En outre, en supposant que les réadmissions soient réussies, le parrainage des retours fonctionne sur la base de l’hypothèse qu’il existe un pays tiers sûr. C’est sur cette base que les demandes sont rejetées. La manière dont cela affectera le principe de non-refoulement est la principale préoccupation des organisations des droits de l’homme et des experts politiques, et c’est une préoccupation qui découle d’expériences antérieures. Après tout, la coopération avec des pays tiers jusqu’à présent – à savoir l’accord Turquie-UE et l’accord Espagne-Maroc – a suscité de nombreuses critiques sur le coût des droits de l’homme.

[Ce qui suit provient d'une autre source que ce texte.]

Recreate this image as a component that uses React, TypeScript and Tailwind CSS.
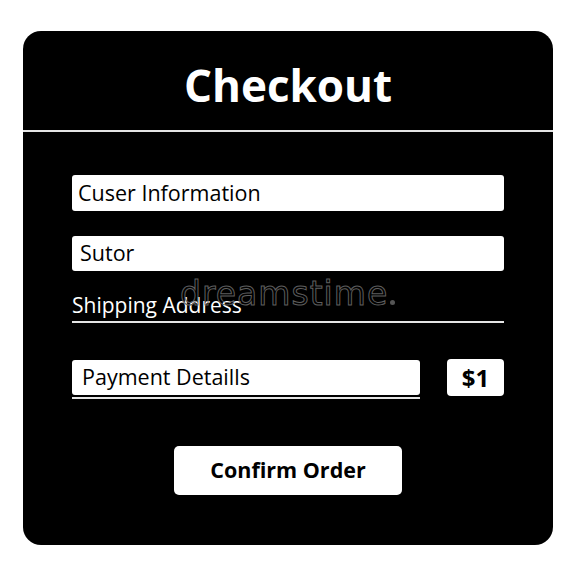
export default function App() {
  return (
    <div className="w-[576px] h-[576px] bg-white pt-[31px] pl-[23px]" style={{ fontFamily: '"Open Sans", "Noto Sans", sans-serif' }}>
      <div className="relative w-[530px] h-[514px] bg-black rounded-[18px] flex flex-col">
        <div className="h-[99px] flex items-center justify-center">
          <h1 className="text-white font-bold text-[44px] leading-none mt-[8px]">Checkout</h1>
        </div>
        <div className="h-[2px] bg-[#e5e5e5]" />
        <div className="px-[49px] pt-[43px] flex flex-col">
          <div className="h-[36px] bg-white rounded-[3px] flex items-center pl-[6px] text-[21.5px] text-black">
            Cuser Information
          </div>
          <div className="h-[35px] mt-[25px] bg-white rounded-[3px] flex items-center pl-[8px] text-[21.5px] text-black">
            Sutor
          </div>
          <div className="mt-[24px] text-white text-[21px] leading-none">Shipping Address</div>
          <div className="mt-[5px] h-[2px] bg-[#e5e5e5]" />
          <div className="mt-[37px] flex items-start justify-between">
            <div className="w-[348px] flex flex-col">
              <div className="h-[35px] bg-white rounded-[3px] flex items-center pl-[10px] text-[21.5px] text-black">
                Payment Detaills
              </div>
              <div className="mt-[2px] h-[2px] bg-[#e5e5e5]" />
            </div>
            <div className="w-[57px] h-[37px] -mt-[1px] bg-white rounded-[4px] flex items-center justify-center text-[24px] font-bold text-black">
              $1
            </div>
          </div>
          <div className="mt-[47px] flex justify-center">
            <div className="w-[228px] h-[49px] bg-white rounded-[5px] flex items-center justify-center text-[21.5px] font-bold text-black">
              Confirm Order
            </div>
          </div>
        </div>
        <div className="absolute left-[157px] top-[246px] flex items-end pointer-events-none">
          <span className="text-[33px] leading-none text-transparent [-webkit-text-stroke:1px_#5e5e5e] tracking-[1px]" style={{ fontFamily: '"DejaVu Sans", sans-serif' }}>
            dreamstime
          </span>
          <span className="w-[5px] h-[5px] rounded-full bg-[#555] mb-[5px] ml-[2px]" />
        </div>
      </div>
    </div>
  );
}
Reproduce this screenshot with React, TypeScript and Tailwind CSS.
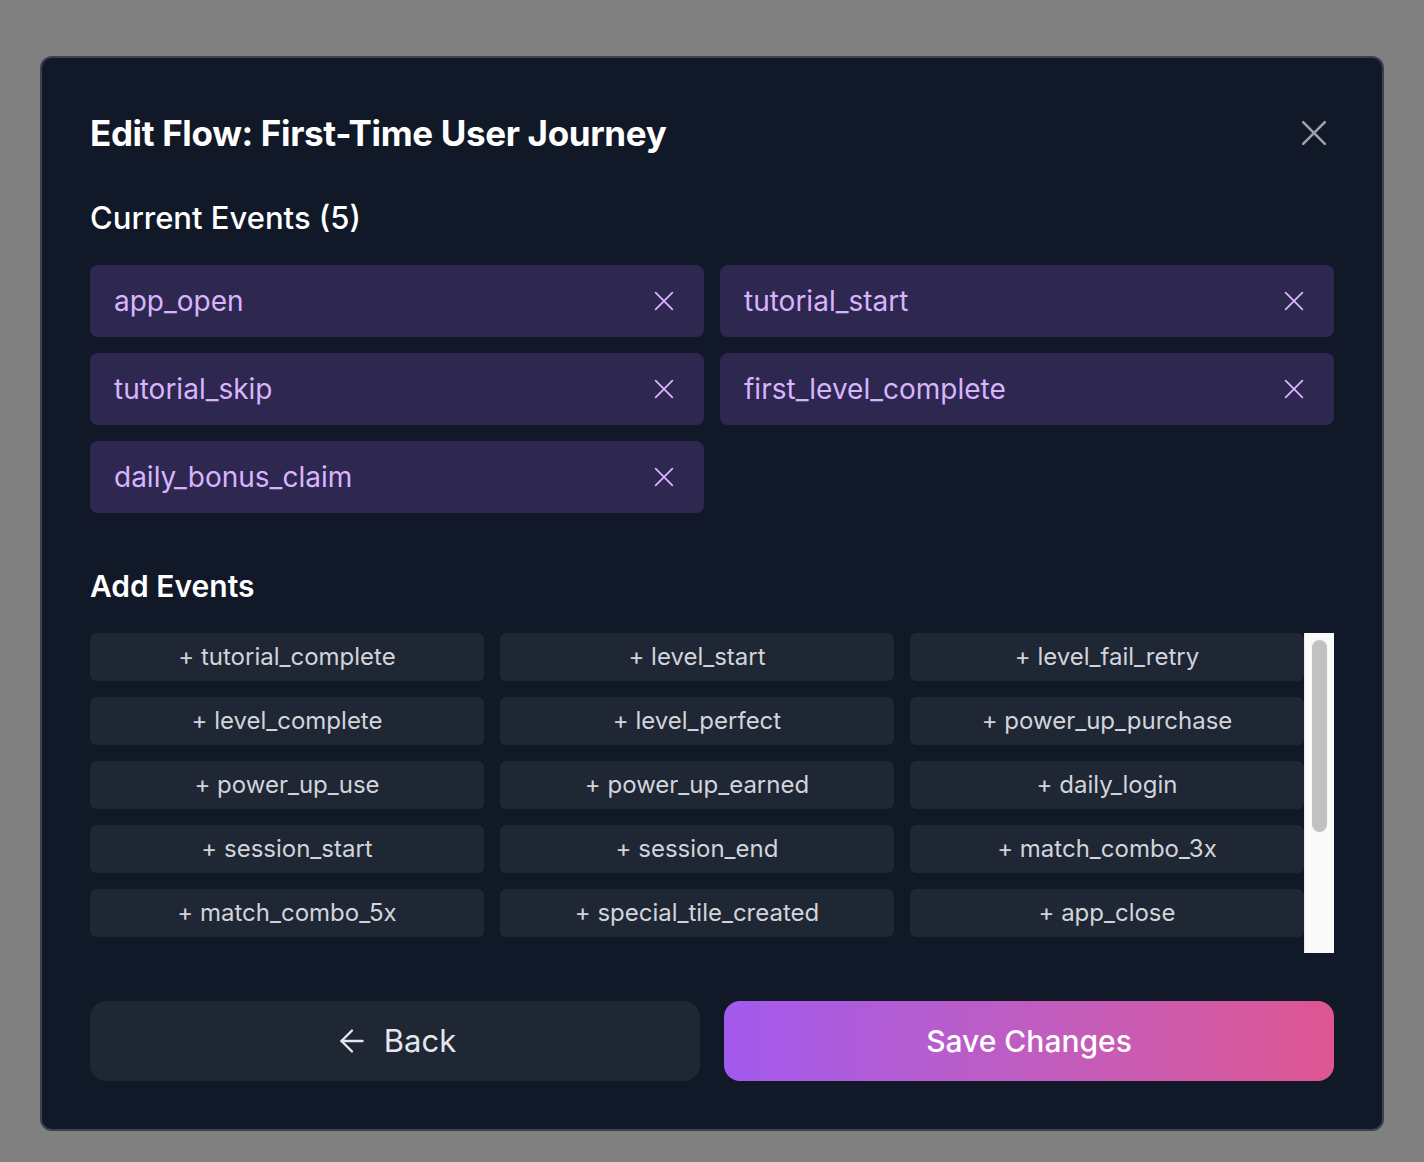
import { ArrowLeft } from "lucide-react";

const currentEvents = [
  "app_open",
  "tutorial_start",
  "tutorial_skip",
  "first_level_complete",
  "daily_bonus_claim",
];

const availableEvents = [
  "tutorial_complete",
  "level_start",
  "level_fail_retry",
  "level_complete",
  "level_perfect",
  "power_up_purchase",
  "power_up_use",
  "power_up_earned",
  "daily_login",
  "session_start",
  "session_end",
  "match_combo_3x",
  "match_combo_5x",
  "special_tile_created",
  "app_close",
];

function XIcon({ size, stroke }: { size: number; stroke: number }) {
  return (
    <svg
      width={size}
      height={size}
      viewBox="0 0 24 24"
      fill="none"
      stroke="currentColor"
      strokeWidth={stroke}
      strokeLinecap="round"
    >
      <path d="M2 2 22 22M22 2 2 22" />
    </svg>
  );
}

export default function App() {
  return (
    <div
      className="min-h-screen bg-[#808080] px-10 pt-[56px] pb-8"
      style={{ fontFamily: "Inter, 'Noto Sans', sans-serif" }}
    >
      <div className="rounded-xl border-2 border-[#3a4252] bg-[#111827] p-12">
        {/* Header */}
        <div className="flex h-[54px] items-center justify-between">
          <h1 className="text-[35px] font-bold tracking-[-0.01em] text-white">
            Edit Flow: First-Time User Journey
          </h1>
          <button className="flex h-10 w-10 items-center justify-center text-[#9ca3af]">
            <XIcon size={26} stroke={2.4} />
          </button>
        </div>

        {/* Current events */}
        <h2 className="mt-10 mb-[29px] text-[31px] leading-[36px] font-medium text-white">
          Current Events ({currentEvents.length})
        </h2>
        <div className="grid grid-cols-2 gap-4">
          {currentEvents.map((ev) => (
            <div
              key={ev}
              className="flex h-[72px] items-center justify-between rounded-lg bg-[#2e2750] pr-[30px] pl-6"
            >
              <span className="text-[28px] text-[#d8b4fe]">{ev}</span>
              <span className="text-[#d8b4fe]">
                <XIcon size={20} stroke={2.2} />
              </span>
            </div>
          ))}
        </div>

        {/* Add events */}
        <h2 className="mt-[55px] mb-[29px] text-[30px] leading-[36px] font-semibold text-white">
          Add Events
        </h2>
        <div className="flex h-[320px]">
          <div className="flex-1 overflow-hidden">
            <div className="grid grid-cols-3 gap-4">
              {availableEvents.map((ev) => (
                <button
                  key={ev}
                  className="flex h-12 items-center justify-center rounded-md bg-[#1f2634] text-[24px] text-[#d1d5db]"
                >
                  + {ev}
                </button>
              ))}
            </div>
          </div>
          {/* scrollbar */}
          <div className="w-[30px] border-l border-[#e8e8e8] bg-[#fafafa] px-[7px] pt-[7px]">
            <div className="h-[192px] rounded-full bg-[#c1c1c1]" />
          </div>
        </div>

        {/* Footer buttons */}
        <div className="mt-12 grid grid-cols-2 gap-6">
          <button className="flex h-20 items-center justify-center gap-[14px] rounded-2xl bg-[#1f2634] text-[31px] text-[#e5e7eb]">
            <ArrowLeft size={36} strokeWidth={1.6} />
            Back
          </button>
          <button className="flex h-20 items-center justify-center rounded-2xl bg-linear-to-r from-[#a259ee] to-[#de5591] text-[30px] font-medium text-white">
            Save Changes
          </button>
        </div>
      </div>
    </div>
  );
}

Mais en plus des préoccupations relatives aux droits de l’homme, des questions sont soulevées sur les implications ou même les aspects pratiques de l' »incitation » des pays tiers à se conformer, l’image de l’UE en tant que champion des droits de l’homme étant déjà corrodée aux yeux de la communauté internationale.

Il s’agira notamment d’utiliser la délivrance du code des visas comme méthode d’incitation. Pour les pays qui ne coopèrent pas à la réadmission, les visas seront plus difficiles à obtenir. La proposition visant à pénaliser les pays qui appliquent des restrictions en matière de visas n’est pas nouvelle et n’a pas conduit à une amélioration des relations diplomatiques.  Guild fait valoir que cette approche est injuste pour les demandeurs de visa des pays « non coopérants » et qu’elle risque également de susciter des sentiments d’injustice chez les voisins du pays tiers.

L’analyse de Guild est que le nouveau pacte est diplomatiquement faible. Au-delà du financement, il offre « peu d’attention aux intérêts des pays tiers ». Il faut reconnaître, après tout, que la réadmission a des coûts et des avantages asymétriques pour les pays qui les acceptent, surtout si l’on considère que la migration, comme le soulignent Cassarino et Marin, « continue d’être considérée comme une soupape de sécurité pour soulager la pression sur le chômage et la pauvreté dans les pays d’origine ».